# START OF Data for processing
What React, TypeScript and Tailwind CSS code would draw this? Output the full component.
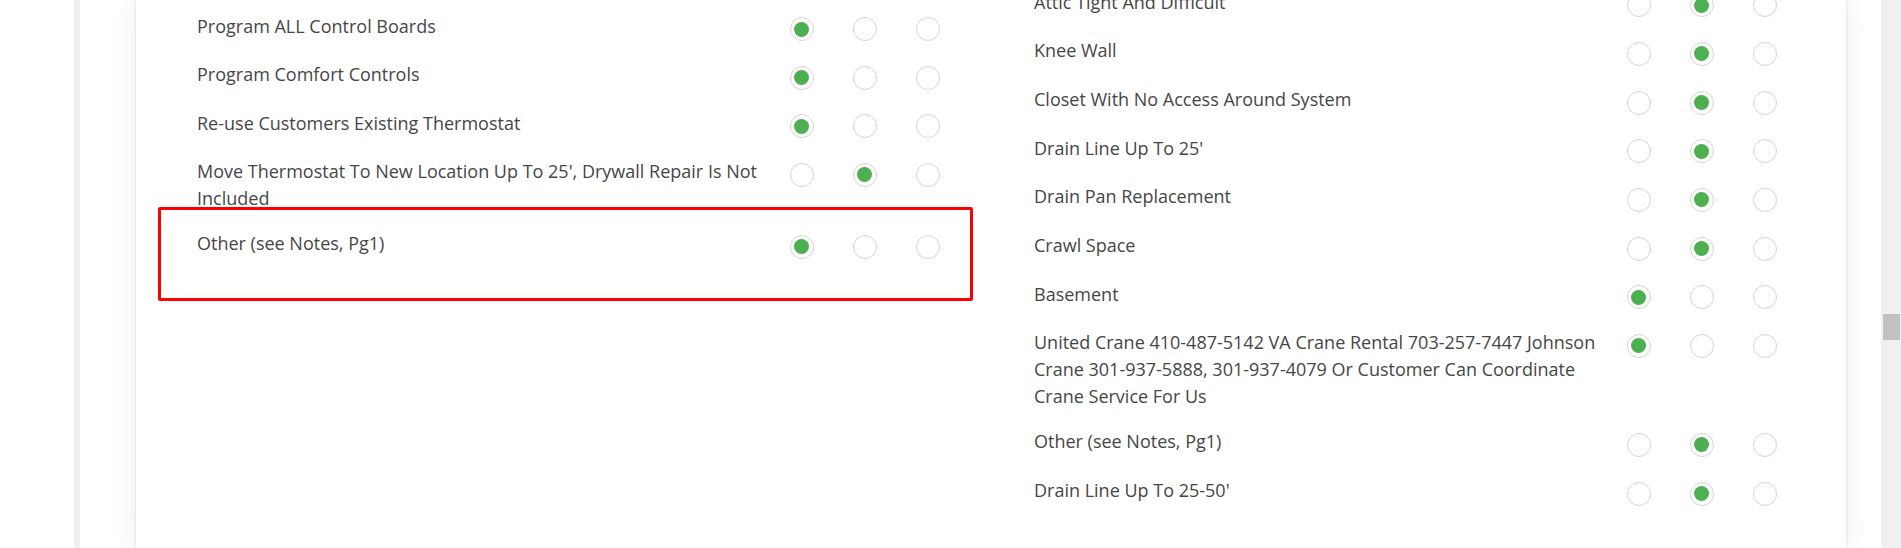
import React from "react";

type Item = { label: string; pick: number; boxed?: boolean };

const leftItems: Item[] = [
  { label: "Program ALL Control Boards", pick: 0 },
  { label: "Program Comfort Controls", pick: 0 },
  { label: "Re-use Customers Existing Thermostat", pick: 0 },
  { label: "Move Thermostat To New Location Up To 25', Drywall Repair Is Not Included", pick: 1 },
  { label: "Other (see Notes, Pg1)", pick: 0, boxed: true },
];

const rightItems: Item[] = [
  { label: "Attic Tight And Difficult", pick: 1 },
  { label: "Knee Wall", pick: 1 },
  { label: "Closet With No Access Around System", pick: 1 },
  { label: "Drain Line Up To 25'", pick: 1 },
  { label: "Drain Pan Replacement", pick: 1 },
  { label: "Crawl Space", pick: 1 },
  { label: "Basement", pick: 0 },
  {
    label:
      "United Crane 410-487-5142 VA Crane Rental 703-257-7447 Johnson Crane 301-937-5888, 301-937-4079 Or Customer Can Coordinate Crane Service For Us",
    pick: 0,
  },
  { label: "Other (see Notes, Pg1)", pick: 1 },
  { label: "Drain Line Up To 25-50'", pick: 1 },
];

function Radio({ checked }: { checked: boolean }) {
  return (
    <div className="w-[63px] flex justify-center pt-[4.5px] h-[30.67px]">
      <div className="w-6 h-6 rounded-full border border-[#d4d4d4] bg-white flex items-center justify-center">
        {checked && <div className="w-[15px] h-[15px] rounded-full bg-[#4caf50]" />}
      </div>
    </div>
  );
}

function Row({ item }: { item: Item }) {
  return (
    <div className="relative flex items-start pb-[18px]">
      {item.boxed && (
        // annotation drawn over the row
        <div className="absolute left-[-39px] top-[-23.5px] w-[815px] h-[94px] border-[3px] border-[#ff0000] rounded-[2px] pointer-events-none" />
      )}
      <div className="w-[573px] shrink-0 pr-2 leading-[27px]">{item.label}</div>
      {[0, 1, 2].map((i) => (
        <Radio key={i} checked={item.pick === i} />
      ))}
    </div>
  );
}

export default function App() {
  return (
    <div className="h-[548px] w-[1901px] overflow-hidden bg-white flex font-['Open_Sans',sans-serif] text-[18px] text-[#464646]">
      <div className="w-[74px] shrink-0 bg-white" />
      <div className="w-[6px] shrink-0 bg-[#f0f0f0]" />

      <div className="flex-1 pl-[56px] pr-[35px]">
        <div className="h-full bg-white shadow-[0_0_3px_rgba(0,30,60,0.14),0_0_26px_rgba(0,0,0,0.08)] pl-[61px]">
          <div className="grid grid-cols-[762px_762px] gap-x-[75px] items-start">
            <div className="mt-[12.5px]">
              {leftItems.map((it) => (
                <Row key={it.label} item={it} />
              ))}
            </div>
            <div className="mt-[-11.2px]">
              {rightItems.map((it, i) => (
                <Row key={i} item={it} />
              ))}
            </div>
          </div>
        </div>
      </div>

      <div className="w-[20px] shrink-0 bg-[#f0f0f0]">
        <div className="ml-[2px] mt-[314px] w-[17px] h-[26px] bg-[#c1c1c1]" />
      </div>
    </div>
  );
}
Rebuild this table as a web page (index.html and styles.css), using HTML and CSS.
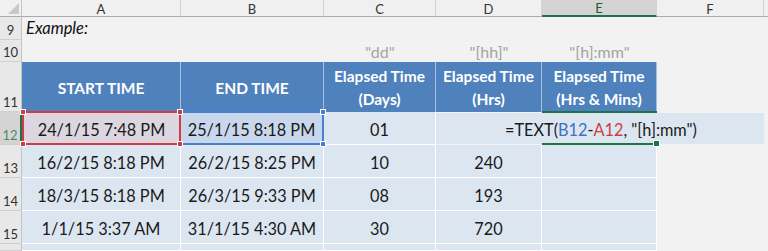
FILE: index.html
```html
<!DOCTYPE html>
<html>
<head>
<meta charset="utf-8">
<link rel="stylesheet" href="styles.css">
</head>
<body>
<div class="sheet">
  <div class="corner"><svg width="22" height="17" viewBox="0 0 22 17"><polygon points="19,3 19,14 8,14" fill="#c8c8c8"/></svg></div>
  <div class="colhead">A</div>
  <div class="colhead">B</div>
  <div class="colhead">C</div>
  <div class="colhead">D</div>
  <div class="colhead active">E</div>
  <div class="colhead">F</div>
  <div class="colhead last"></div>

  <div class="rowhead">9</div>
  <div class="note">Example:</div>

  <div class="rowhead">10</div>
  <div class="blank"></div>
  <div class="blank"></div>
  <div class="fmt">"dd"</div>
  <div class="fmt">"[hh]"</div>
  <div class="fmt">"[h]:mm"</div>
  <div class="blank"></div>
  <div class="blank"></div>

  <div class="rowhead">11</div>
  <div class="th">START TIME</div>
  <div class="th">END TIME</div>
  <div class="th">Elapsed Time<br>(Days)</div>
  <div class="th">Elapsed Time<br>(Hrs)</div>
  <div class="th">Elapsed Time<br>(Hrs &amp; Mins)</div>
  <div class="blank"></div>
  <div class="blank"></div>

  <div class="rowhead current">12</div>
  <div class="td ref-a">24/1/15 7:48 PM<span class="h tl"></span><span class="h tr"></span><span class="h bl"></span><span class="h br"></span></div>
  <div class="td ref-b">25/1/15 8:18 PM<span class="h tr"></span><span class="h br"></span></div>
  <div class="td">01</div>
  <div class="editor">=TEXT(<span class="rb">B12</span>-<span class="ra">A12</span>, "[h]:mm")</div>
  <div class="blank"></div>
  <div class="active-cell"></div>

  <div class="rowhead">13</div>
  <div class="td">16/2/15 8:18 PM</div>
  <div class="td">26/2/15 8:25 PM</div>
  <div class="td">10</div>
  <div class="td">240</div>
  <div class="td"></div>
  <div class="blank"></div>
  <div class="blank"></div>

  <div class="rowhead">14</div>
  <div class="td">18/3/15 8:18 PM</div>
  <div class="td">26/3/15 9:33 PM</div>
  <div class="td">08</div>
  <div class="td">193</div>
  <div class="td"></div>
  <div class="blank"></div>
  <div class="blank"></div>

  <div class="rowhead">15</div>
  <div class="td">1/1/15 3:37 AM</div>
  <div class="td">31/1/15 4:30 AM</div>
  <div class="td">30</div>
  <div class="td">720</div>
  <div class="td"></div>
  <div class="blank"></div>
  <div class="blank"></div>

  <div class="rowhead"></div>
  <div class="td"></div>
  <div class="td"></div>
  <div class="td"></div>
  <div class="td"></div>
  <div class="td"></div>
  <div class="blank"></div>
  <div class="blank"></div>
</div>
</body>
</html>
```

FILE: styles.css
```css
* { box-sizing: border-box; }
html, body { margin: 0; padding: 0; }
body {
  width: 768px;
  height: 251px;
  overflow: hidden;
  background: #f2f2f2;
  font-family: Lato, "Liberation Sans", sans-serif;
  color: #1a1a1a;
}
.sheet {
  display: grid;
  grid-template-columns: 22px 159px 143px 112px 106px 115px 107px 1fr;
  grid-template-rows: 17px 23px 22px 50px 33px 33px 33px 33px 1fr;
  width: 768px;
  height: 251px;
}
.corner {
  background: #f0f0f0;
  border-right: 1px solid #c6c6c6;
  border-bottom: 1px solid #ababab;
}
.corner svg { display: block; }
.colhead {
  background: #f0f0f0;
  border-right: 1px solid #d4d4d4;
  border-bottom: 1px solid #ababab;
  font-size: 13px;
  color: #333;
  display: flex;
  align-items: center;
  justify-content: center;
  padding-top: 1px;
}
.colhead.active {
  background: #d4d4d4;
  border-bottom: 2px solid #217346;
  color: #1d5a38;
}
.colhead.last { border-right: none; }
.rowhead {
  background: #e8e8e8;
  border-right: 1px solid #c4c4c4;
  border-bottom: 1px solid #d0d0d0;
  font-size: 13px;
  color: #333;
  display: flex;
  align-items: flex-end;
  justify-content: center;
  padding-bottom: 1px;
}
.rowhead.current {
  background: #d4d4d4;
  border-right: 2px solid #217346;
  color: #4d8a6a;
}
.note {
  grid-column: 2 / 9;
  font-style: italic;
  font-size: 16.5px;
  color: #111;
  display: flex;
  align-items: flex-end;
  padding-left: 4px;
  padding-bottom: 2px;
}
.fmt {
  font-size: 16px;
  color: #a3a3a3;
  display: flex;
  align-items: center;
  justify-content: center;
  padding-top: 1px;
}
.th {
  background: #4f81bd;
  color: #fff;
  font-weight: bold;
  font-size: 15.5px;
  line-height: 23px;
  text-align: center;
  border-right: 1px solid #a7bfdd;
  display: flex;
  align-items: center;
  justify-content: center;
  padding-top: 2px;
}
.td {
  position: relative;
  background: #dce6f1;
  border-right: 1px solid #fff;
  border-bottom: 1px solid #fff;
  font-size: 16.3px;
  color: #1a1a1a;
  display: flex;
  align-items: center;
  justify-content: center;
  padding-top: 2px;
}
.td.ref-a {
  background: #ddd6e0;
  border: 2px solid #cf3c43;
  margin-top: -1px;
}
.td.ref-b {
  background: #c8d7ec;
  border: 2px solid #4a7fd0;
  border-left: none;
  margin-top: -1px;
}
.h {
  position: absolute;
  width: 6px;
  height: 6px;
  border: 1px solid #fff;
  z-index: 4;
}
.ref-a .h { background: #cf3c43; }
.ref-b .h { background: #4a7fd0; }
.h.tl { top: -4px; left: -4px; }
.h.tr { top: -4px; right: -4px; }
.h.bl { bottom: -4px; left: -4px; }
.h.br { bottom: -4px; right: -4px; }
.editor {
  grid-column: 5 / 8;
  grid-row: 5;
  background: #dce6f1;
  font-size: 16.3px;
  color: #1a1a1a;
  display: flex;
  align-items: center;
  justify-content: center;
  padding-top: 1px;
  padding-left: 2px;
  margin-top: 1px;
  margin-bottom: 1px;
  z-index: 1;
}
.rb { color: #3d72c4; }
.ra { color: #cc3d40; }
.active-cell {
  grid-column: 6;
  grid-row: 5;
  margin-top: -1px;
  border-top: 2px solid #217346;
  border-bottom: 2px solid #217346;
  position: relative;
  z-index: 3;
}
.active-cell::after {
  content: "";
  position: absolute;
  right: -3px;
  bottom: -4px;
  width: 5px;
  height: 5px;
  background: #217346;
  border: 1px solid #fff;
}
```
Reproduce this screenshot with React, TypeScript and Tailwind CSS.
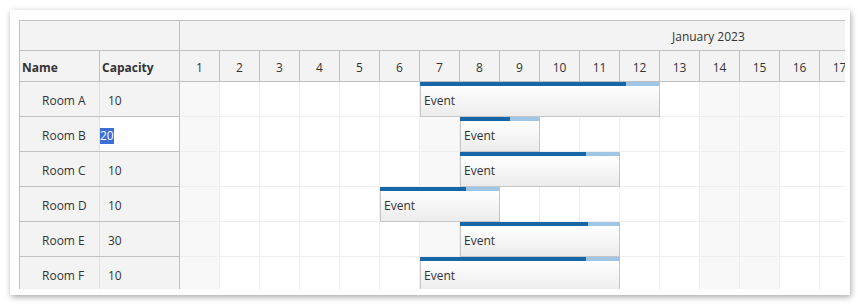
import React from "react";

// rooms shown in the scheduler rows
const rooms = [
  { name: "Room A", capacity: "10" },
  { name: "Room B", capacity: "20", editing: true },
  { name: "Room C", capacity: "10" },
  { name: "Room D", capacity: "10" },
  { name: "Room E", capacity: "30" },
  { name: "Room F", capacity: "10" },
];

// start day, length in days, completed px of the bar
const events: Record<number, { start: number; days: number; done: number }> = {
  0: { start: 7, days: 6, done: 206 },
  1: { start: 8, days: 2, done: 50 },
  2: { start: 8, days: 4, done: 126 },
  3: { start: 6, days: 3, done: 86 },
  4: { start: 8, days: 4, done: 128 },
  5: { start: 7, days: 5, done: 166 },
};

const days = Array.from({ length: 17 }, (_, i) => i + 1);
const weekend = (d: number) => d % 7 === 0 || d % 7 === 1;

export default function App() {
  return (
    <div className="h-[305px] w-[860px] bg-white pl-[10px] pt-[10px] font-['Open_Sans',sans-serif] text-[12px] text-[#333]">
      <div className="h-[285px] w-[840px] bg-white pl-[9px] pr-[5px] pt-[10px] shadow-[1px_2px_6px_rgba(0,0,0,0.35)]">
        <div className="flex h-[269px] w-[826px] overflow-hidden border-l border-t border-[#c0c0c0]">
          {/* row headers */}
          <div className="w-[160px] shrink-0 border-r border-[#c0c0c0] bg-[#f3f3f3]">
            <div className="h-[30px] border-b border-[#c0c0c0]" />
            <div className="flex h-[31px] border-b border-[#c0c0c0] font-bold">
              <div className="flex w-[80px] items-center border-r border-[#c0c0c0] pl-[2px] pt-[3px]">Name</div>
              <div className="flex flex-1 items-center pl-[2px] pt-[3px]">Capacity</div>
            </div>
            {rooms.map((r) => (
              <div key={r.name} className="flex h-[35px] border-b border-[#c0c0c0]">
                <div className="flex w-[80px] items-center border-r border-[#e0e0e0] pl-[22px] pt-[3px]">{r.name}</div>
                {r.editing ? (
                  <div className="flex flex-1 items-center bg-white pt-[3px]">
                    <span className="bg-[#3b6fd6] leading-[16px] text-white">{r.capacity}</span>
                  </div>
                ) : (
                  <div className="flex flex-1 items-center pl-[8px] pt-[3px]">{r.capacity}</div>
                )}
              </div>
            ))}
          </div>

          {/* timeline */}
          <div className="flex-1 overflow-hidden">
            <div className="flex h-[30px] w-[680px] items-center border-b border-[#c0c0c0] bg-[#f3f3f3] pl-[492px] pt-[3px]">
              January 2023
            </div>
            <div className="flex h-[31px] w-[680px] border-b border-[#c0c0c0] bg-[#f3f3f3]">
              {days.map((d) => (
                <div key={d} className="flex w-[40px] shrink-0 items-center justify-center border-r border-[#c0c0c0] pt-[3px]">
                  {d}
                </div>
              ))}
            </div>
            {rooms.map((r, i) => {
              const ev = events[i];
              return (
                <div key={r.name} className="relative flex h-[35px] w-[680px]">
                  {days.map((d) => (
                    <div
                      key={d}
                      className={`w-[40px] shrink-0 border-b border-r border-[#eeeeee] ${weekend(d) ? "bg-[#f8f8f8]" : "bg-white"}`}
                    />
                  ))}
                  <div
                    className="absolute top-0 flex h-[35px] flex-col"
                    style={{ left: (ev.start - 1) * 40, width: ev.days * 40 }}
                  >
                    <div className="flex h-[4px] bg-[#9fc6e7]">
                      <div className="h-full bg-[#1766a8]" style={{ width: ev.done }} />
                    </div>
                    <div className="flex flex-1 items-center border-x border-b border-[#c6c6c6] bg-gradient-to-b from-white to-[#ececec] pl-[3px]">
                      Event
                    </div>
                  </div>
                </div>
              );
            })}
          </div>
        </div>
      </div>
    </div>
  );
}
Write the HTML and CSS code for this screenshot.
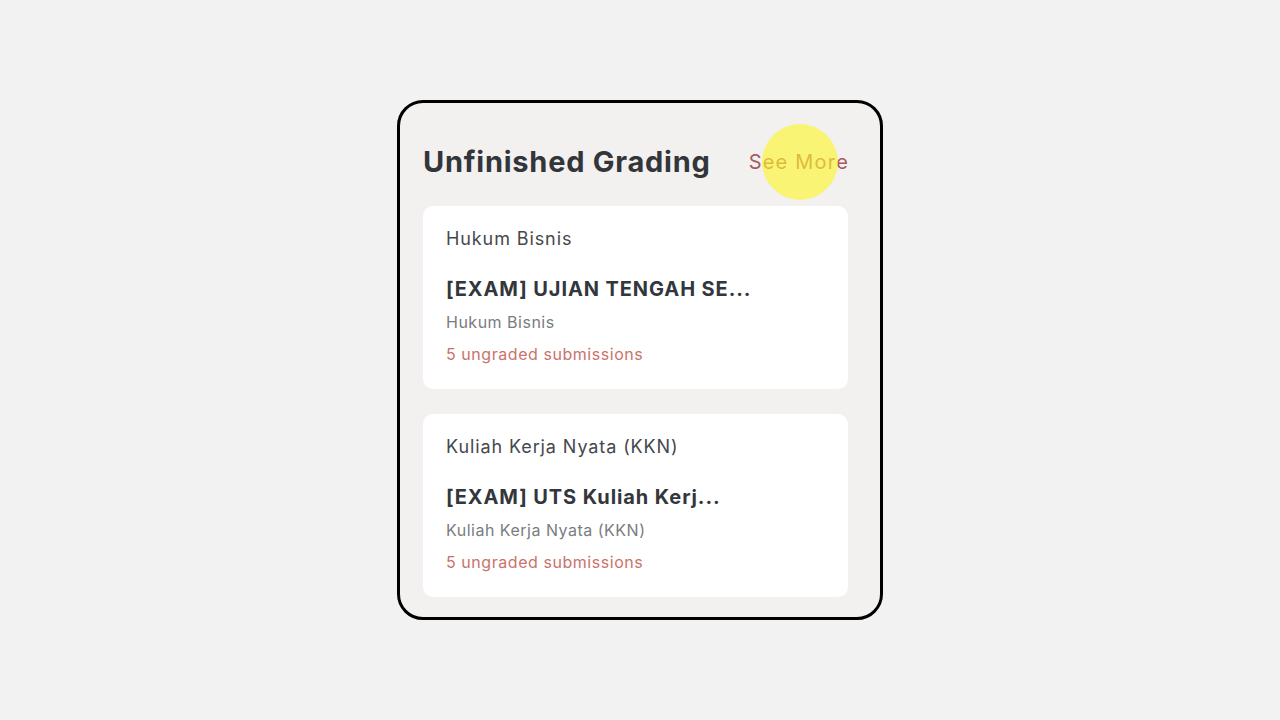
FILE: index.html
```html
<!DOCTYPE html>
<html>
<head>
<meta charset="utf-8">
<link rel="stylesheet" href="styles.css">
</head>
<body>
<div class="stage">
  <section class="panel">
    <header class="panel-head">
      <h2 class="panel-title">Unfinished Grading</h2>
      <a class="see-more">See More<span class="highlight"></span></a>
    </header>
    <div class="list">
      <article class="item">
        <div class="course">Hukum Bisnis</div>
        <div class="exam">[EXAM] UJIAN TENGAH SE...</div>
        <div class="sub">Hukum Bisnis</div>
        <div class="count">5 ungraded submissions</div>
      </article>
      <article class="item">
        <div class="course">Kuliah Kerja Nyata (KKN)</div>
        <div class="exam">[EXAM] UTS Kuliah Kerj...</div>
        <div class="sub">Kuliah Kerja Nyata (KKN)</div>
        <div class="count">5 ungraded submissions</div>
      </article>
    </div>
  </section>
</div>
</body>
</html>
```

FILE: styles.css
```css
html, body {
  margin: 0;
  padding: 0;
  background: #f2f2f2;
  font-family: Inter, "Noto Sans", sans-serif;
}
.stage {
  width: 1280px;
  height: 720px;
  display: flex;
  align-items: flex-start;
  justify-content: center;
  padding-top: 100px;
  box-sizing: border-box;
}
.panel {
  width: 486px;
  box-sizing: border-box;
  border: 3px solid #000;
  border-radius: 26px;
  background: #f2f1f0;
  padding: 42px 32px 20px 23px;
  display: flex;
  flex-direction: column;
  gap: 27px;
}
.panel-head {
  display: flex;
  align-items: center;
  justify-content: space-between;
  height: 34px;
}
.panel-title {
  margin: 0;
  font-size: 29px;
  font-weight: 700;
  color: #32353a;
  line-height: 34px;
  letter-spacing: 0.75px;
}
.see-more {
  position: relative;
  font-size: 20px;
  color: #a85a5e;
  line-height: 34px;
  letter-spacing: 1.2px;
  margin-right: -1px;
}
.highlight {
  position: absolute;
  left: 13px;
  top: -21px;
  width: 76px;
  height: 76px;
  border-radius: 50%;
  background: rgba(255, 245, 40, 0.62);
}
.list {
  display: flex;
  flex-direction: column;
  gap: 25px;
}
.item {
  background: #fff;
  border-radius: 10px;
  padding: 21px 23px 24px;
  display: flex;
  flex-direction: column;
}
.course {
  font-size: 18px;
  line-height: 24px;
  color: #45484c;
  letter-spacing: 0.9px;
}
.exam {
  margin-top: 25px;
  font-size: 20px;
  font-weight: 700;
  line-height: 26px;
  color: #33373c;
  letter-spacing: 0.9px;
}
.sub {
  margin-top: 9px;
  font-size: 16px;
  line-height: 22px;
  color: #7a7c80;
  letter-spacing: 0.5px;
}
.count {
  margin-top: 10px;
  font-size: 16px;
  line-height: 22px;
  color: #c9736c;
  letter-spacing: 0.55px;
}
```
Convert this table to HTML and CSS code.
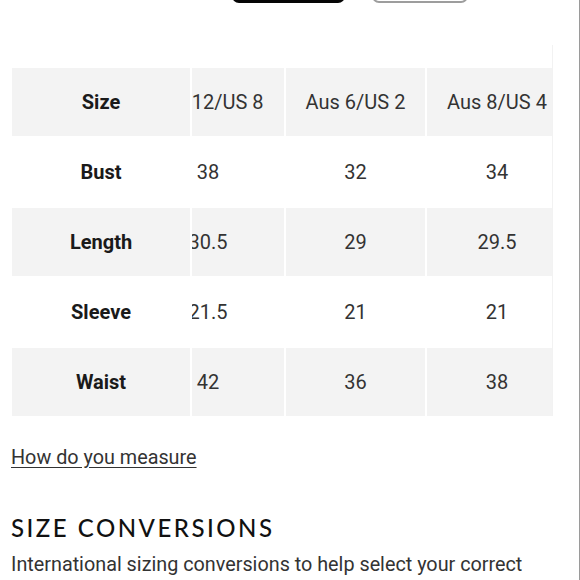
# END OF Data for processing
• Given exercise: Within the listing above, find every line containing the string "Tailwind" and return it.

• Result below:
What React, TypeScript and Tailwind CSS code would draw this? Output the full component.
Reproduce this screenshot with React, TypeScript and Tailwind CSS.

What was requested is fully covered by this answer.